# Set exercise:
Show all lines holding "components".

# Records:
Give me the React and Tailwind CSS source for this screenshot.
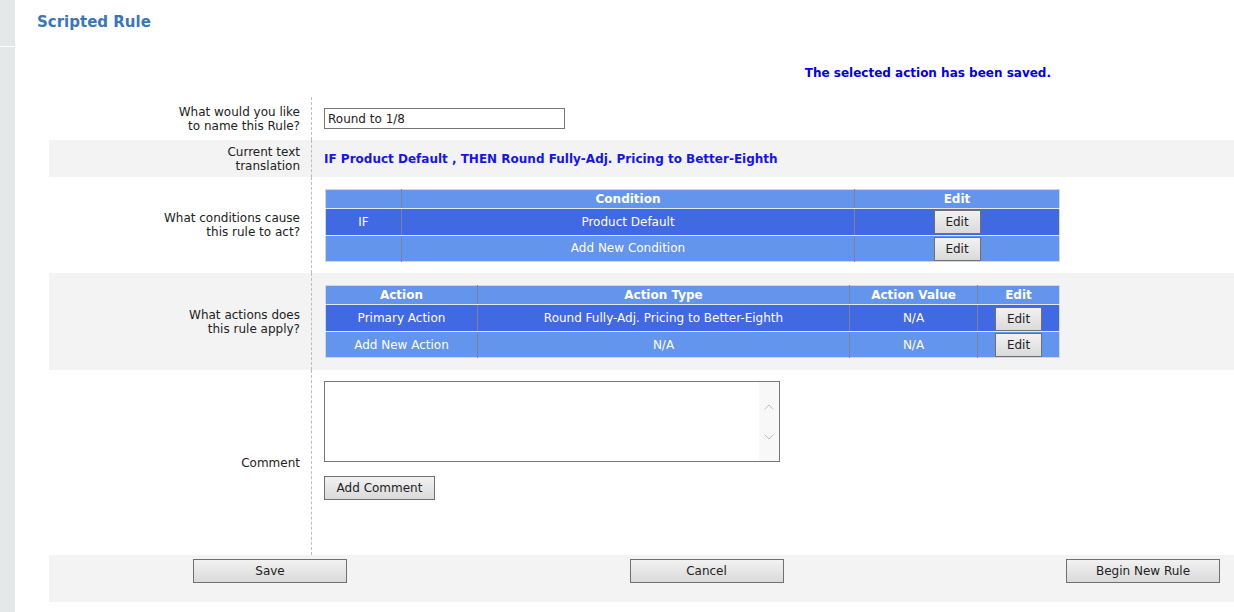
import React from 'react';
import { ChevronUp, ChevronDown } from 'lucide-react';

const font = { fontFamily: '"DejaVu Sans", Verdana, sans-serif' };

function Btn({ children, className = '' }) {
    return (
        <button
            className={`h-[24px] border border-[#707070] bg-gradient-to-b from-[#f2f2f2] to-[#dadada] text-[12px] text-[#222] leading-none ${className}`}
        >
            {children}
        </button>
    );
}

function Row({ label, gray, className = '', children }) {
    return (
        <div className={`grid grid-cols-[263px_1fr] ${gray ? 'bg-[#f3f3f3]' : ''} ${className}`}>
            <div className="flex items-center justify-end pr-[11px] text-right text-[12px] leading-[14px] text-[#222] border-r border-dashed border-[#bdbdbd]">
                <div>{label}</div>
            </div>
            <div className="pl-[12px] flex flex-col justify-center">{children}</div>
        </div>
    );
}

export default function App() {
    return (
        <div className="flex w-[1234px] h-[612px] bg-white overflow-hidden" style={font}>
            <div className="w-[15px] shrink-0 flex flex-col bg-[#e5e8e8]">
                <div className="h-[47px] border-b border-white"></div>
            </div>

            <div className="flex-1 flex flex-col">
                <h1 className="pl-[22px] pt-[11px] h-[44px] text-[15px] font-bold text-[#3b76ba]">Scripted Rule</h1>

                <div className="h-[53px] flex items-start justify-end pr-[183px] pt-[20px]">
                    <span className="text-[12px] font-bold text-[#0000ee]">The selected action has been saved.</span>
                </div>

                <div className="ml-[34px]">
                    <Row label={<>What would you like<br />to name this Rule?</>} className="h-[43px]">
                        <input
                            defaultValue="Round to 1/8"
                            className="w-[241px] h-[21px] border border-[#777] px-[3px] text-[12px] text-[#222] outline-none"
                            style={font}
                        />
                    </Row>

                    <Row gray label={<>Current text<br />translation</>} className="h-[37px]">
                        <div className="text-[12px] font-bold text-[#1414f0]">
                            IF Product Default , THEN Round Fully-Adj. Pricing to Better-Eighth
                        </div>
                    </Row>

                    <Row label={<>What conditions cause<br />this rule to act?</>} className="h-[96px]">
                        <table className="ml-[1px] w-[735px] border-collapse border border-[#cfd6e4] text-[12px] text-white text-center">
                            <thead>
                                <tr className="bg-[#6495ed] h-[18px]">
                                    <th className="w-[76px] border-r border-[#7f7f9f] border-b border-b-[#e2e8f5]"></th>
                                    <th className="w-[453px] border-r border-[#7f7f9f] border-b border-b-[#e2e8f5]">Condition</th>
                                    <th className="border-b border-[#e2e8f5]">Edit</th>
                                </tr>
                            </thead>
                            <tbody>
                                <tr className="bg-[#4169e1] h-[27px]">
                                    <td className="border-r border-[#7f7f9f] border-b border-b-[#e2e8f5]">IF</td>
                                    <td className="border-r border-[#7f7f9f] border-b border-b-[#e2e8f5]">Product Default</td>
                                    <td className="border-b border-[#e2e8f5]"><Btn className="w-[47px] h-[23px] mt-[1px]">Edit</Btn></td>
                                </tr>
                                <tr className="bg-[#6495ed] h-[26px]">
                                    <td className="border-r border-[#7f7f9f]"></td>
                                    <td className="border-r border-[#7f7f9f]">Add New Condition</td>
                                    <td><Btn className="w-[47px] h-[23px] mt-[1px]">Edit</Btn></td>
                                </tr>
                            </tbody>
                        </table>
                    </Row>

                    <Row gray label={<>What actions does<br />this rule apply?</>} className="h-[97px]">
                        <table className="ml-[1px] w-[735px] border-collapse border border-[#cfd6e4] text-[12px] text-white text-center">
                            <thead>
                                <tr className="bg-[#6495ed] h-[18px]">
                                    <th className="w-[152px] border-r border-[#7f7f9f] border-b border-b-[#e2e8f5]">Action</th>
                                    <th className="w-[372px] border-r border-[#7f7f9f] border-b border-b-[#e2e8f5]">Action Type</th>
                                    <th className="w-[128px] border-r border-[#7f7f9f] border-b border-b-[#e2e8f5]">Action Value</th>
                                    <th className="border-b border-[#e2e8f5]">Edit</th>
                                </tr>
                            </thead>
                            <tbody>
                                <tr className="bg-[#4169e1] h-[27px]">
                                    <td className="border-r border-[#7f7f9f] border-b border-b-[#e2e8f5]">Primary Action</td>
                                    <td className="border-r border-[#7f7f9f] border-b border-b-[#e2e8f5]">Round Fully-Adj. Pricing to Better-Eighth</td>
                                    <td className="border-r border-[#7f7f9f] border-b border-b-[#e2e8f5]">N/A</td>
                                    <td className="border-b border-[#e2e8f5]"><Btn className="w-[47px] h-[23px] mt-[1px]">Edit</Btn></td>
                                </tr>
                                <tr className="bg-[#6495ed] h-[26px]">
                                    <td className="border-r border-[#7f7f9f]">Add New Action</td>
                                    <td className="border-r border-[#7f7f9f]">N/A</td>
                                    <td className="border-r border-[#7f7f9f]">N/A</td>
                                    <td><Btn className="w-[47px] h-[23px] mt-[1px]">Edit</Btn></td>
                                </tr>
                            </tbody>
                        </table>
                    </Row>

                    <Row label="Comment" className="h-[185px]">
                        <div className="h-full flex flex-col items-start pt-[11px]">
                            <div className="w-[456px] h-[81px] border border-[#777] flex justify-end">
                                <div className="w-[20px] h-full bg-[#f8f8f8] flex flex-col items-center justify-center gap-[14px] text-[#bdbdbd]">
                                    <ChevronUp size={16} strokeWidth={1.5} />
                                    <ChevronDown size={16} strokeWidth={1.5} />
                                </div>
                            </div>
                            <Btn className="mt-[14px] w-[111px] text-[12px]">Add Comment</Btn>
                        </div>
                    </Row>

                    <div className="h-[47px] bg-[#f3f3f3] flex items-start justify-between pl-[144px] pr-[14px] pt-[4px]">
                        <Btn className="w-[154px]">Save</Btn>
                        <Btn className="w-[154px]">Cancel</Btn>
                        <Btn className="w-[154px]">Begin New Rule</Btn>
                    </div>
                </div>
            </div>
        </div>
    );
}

--

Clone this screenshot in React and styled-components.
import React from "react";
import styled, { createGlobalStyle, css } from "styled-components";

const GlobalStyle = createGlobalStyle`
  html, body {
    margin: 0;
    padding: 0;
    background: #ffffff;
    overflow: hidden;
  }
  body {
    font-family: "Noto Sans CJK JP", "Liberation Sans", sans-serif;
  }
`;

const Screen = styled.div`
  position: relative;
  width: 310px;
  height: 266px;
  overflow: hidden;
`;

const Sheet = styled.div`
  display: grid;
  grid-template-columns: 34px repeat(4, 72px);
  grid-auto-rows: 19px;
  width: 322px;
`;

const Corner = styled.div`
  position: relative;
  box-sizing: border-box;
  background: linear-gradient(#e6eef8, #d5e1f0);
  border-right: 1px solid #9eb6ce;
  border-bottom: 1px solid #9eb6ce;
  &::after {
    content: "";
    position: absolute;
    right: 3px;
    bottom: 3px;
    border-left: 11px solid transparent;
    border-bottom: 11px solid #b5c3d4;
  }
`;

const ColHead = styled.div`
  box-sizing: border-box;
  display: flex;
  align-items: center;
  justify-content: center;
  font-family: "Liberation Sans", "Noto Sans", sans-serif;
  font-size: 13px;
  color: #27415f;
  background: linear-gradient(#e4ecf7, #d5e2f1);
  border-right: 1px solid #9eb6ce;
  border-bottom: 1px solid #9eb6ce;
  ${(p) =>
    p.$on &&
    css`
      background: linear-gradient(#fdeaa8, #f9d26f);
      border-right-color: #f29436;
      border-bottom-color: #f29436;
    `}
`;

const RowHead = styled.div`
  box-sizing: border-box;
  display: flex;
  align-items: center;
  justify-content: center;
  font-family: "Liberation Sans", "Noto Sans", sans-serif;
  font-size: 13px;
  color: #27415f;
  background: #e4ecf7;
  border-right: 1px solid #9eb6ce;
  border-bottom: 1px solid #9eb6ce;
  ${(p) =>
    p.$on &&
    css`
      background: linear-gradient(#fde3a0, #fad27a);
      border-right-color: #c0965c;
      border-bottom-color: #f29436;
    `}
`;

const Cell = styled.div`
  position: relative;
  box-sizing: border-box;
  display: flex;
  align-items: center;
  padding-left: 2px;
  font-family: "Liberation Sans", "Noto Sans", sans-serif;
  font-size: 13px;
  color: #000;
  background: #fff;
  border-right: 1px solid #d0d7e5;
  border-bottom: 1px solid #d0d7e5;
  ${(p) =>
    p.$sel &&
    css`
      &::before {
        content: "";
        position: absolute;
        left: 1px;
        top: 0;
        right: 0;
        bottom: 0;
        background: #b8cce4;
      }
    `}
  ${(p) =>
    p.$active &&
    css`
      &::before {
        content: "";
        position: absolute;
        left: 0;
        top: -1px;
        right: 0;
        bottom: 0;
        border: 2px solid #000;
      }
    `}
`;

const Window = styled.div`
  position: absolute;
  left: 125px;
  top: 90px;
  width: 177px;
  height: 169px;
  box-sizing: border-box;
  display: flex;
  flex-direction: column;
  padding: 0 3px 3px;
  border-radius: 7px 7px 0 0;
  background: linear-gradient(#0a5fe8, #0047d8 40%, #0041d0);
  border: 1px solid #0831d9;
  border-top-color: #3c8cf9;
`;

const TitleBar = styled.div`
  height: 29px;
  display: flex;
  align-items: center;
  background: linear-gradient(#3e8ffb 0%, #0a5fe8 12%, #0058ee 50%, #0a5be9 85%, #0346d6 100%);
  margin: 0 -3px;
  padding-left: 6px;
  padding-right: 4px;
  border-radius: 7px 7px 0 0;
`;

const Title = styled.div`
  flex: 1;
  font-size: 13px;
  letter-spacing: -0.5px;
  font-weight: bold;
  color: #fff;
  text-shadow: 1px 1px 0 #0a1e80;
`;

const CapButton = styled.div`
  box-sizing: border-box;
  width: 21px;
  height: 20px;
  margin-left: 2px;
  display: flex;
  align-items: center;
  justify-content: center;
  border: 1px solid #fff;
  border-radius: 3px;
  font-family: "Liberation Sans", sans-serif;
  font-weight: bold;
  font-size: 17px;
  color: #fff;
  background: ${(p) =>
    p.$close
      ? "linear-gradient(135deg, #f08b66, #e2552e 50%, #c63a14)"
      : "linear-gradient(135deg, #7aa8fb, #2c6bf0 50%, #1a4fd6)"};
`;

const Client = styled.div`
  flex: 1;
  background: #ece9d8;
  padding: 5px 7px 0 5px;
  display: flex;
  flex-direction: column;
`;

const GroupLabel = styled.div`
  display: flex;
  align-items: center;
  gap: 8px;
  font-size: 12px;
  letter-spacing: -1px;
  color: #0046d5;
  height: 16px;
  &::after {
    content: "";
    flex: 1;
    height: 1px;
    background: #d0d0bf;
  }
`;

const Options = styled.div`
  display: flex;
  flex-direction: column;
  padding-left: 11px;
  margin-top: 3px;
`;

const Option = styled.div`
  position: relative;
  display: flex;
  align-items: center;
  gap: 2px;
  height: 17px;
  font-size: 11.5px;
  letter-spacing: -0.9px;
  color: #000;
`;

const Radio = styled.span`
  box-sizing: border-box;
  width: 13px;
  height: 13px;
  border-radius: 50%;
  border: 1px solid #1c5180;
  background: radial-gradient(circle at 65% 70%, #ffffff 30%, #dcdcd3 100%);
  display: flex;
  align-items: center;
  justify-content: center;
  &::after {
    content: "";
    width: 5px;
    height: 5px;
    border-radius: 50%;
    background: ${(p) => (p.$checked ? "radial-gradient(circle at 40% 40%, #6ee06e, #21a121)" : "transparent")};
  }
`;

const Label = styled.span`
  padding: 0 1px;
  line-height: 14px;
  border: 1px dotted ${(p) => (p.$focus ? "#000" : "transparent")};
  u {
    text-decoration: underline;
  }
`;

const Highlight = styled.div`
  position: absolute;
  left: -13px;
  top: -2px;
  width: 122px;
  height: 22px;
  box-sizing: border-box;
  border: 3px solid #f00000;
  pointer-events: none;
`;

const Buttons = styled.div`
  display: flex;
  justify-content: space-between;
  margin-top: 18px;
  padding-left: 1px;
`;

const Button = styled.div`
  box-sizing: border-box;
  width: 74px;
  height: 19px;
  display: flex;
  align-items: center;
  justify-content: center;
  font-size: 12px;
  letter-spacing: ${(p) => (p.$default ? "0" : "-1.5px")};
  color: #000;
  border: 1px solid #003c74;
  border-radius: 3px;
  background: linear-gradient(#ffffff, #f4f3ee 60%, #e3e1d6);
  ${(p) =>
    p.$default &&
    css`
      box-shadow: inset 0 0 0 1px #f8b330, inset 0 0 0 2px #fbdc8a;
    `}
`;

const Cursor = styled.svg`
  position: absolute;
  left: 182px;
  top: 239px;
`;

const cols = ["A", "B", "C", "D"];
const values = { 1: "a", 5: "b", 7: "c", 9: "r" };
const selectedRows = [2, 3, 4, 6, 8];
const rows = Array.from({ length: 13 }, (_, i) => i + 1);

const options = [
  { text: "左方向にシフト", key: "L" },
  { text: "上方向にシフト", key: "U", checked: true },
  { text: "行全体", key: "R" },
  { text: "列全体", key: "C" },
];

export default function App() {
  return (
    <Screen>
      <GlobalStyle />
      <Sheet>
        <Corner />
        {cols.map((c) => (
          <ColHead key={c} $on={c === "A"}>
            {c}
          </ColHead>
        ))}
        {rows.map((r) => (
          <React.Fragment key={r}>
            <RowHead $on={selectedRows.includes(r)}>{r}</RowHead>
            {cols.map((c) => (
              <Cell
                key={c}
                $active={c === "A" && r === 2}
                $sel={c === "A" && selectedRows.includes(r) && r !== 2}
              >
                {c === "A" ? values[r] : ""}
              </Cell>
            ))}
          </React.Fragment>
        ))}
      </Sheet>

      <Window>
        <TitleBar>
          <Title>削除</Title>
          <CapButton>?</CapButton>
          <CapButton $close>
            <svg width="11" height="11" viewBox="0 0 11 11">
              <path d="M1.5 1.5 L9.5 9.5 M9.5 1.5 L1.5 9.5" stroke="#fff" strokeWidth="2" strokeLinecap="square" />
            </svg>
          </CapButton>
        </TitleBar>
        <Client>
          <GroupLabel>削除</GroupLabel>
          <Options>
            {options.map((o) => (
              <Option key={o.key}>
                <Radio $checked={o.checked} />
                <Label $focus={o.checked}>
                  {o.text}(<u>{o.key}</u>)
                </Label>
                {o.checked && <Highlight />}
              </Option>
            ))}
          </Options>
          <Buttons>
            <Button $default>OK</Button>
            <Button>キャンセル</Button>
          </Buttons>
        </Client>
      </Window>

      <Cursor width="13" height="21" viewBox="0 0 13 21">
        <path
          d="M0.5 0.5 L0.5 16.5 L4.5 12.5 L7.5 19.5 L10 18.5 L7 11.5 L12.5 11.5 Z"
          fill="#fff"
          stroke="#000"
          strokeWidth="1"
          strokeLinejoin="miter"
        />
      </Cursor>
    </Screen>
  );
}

# Correct response:
Clone this screenshot in React and styled-components.
import styled, { createGlobalStyle, css } from "styled-components";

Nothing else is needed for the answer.